Dr Ernie Muller was another old schooler, a very likeable one, an exceptionally organized fellow and devoted professor, a bit formal but sincere.  He was the most careful grader I ever encountered in graduate school.  He needed weeks to grade papers and tests but carefully evaluated every sentence, obviously taking countless hours to complete the tasks.  Our first assignment in his geomorphology class was to write a paragraph about our favorite geomorphic feature.  Of course, he was trying to identify our writing skills in order to improve them.  I chose the Nebraska Sand Hills, a region of sand dunes in western and central Nebraska that always fascinated me, a rather obscure choice considering we were in New York.  He was impressed with my selection, my writing skills, and my rationale for choosing the area.  A thank you goes to Geneva High School English teachers!
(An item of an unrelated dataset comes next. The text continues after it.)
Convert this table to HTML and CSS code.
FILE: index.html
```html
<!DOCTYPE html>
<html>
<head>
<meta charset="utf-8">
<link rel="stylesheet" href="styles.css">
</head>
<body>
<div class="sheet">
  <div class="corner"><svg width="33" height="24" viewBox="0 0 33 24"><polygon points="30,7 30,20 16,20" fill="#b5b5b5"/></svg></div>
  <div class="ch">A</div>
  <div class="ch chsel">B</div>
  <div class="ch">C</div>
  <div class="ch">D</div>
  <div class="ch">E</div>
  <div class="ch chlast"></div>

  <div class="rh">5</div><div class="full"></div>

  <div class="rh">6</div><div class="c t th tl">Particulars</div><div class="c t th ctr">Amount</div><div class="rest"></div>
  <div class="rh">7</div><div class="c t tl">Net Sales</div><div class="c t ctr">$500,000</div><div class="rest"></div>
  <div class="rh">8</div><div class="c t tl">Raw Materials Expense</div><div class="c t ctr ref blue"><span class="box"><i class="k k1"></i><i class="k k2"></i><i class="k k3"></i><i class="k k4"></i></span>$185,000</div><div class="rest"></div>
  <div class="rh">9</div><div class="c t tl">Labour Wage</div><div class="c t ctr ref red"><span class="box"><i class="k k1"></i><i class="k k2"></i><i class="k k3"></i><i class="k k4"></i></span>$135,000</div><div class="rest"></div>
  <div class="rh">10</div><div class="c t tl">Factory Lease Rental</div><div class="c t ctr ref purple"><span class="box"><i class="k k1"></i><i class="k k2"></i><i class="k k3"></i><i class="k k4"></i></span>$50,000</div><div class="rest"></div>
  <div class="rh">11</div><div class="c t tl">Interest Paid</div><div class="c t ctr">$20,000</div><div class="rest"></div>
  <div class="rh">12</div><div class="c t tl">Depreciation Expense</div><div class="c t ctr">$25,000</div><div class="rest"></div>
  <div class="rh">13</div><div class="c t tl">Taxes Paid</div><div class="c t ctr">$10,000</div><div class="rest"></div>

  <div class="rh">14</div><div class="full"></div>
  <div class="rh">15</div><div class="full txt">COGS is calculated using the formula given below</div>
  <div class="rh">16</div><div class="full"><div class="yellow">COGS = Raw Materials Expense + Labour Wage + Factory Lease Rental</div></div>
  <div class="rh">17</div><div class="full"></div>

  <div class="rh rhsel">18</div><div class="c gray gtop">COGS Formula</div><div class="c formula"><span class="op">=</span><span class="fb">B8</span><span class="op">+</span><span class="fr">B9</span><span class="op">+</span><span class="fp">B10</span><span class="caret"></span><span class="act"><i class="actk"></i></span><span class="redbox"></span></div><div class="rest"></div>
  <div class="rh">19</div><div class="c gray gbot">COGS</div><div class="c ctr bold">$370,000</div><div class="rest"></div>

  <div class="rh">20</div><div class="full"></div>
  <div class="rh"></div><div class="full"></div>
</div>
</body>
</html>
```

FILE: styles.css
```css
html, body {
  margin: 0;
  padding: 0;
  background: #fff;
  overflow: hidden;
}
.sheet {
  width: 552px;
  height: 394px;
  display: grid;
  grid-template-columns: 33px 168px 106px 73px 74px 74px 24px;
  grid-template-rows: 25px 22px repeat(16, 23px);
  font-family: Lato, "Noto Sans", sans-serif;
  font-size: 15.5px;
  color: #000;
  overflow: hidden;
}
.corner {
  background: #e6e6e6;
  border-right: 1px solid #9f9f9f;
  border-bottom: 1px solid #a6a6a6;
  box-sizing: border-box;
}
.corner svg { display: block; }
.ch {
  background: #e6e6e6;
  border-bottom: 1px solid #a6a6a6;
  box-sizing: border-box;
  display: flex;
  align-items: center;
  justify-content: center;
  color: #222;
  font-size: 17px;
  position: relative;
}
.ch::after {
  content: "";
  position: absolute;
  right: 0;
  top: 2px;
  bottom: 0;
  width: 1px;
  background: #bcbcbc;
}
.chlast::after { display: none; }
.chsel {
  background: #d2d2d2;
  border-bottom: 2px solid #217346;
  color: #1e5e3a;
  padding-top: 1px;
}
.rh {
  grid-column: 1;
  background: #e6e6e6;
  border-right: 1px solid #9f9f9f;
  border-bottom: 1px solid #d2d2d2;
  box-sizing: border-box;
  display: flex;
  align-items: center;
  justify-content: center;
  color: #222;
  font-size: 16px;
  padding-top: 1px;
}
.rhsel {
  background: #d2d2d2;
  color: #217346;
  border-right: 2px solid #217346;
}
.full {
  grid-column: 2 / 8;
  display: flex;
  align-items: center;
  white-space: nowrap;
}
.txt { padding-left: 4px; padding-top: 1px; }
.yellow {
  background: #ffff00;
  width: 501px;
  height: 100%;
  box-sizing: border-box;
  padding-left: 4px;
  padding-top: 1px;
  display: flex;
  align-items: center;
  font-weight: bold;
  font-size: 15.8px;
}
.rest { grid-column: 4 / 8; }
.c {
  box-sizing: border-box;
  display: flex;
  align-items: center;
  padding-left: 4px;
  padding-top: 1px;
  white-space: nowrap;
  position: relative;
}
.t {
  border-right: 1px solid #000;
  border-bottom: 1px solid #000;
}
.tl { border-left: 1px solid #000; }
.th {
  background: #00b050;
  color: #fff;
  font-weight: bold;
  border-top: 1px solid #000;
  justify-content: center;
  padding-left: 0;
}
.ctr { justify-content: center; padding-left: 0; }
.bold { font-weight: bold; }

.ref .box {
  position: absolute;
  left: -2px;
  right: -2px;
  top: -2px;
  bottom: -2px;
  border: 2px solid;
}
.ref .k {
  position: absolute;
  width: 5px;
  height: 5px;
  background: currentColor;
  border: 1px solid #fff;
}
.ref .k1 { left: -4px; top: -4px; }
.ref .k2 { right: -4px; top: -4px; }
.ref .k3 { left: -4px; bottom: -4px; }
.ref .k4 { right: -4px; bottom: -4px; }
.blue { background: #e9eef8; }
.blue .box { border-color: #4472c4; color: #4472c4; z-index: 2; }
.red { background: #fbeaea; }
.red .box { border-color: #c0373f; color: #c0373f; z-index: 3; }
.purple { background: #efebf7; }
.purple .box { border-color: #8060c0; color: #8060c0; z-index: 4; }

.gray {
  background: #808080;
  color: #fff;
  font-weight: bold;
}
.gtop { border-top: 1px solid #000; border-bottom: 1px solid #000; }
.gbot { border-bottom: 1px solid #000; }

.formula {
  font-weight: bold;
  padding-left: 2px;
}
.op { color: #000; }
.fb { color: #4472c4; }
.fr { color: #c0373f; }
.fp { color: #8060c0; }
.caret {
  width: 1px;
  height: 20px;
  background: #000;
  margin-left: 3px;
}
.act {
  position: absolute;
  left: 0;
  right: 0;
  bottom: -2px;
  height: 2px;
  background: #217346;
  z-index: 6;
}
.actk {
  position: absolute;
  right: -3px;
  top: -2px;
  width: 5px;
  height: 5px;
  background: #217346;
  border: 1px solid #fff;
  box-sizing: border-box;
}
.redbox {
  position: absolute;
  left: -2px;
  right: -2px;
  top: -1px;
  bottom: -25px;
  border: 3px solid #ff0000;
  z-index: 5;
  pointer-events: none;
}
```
I did well at Syracuse because I was a hard worker.  I enjoyed the environment, the lifestyle, and my friends.  Unfortunately, my intractable health issue was coming to a head.  As the autumn weather deteriorated into the winter doldrums, my breathing problem intensified.  I’m sure the stress of grad school contributed to the situation, and my choice of doctors was unfortunate, but I believe that the upstate New York climate contributed significantly to my problem.  I was constantly gasping for breath, a no brainer for no fun!  I visited two different physicians in Syracuse, both affiliated with the university, but neither could adequately diagnose my symptoms.  Bronchial dilators were available in the 1970’s, but neither recommended these as a potential remedy.  Nothing seemed to help.

My respiratory condition was stressful for Irene too.  She had found another great job, at a local hospital, and we would have preferred to stay in Syracuse to finish my grad school requirements (and maybe hers), but that was not to be.  I was sure that the Syracuse climate contributed to my deteriorating health, but I couldn’t decide on a course of action without good medical help.  Out of frustration I went to the job placement office and noted that a Texaco representative was soon to be interviewing for geophysical positions in Denver.  I jumped at the idea of moving west sooner than later in the hopes that a dry climate would improve my health.  I would simply postpone my graduate school plans, but apply to Colorado School of Mines to complete my degree.  I also applied to the USGS in Denver for a position as a geologist with the Branch of Oil and Gas Resources.  The Denver office was hiring mathematical geologists for the Resource Appraisal Group, and I guess I was now a math guy after completing a statistical-oriented MS thesis and a year at Syracuse.

I had mixed feelings about my plan: first to get a temporary job in Denver with Texaco, then reapply for a PhD program in the west and, ultimately, get a job with the USGS or academia.  Terminating a PhD in mid stream is not a trivial decision.  I would have to endure the reapplication process, but I had developed skills in mathematical applications to geology and met important people who liked me.  Regardless of one’s opinion on the subject, the “who you know” phenomenon does contribute to future success.

I met with a Texaco representative on campus and was offered an interview trip to the Denver office.  The chief geophysicist, Dick Knittle, introduced me to the corporate hierarchy, described the position, and explained company goals.  I must have convinced management I was a company man because they offered me a job at $1,300/month.  I would start work in June at the end of the spring semester.  I was well aware that Texaco had a terrible reputation in those days.  They were an extremely conservative organization and hadn’t discovered a major new oil or gas field in years.  That was OK with me because the position was meant to be yet another bridge to the future.  I was sure I could give Texaco a year or two of my time and gain exploration experience before completing grad school.  Another move in style, this time with Allied Van Lines.  The wooden spindle was on its way west.